2. Forgetting That awk Indexes from 1
Field $0 is the whole line, $1 is the first field, $NF is the last field. There is no field zero for the first field.
3. Using print Without a Separator
print $1 $2 concatenates the values. print $1, $2 adds a space (the OFS). Use printf for precise control.
4. Not Quoting awk Programs
awk {print $1} will fail because the shell interprets the braces.

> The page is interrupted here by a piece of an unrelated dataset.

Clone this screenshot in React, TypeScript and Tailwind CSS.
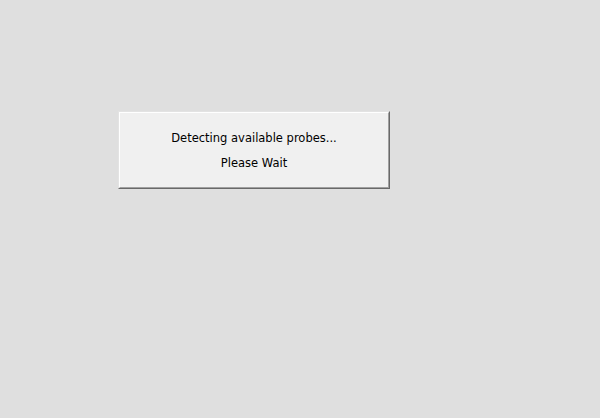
export default function App() {
  return (
    <div className="w-[600px] h-[418px] bg-[#dfdfdf] pt-[111px] pl-[118px]" style={{ fontFamily: '"DejaVu Sans", sans-serif' }}>
      <div className="w-[272px] h-[78px] border-t border-l border-t-[#e3e3e3] border-l-[#e3e3e3] border-r border-b border-r-[#696969] border-b-[#696969]">
        <div className="h-full w-full bg-[#f0f0f0] border-t border-l border-t-white border-l-white border-r border-b border-r-[#a0a0a0] border-b-[#a0a0a0] flex flex-col items-center pt-[18px] gap-[11px] text-[11.5px] leading-[14px] text-black">
          <div>Detecting available probes...</div>
          <div>Please Wait</div>
        </div>
      </div>
    </div>
  );
}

Always use single quotes: awk '{print $1}'.
Practice Questions
1. How do you print the last field of every line?
awk '{print $NF}' file.txt
2. What does awk 'NR > 1 {print}' file.txt do?
It prints all lines except the first line (skips header row).
3. How do you count the number of lines containing “ERROR”?
awk '/ERROR/{count++} END {print count}' file.log
4. What’s the difference between print and printf in awk?
print automatically appends the output record separator (ORS, default newline) and separates fields with OFS. printf gives full control over formatting (width, alignment, decimal places).
5. Challenge: Write an awk one-liner that prints the top 3 highest-paid employees with their names and salaries.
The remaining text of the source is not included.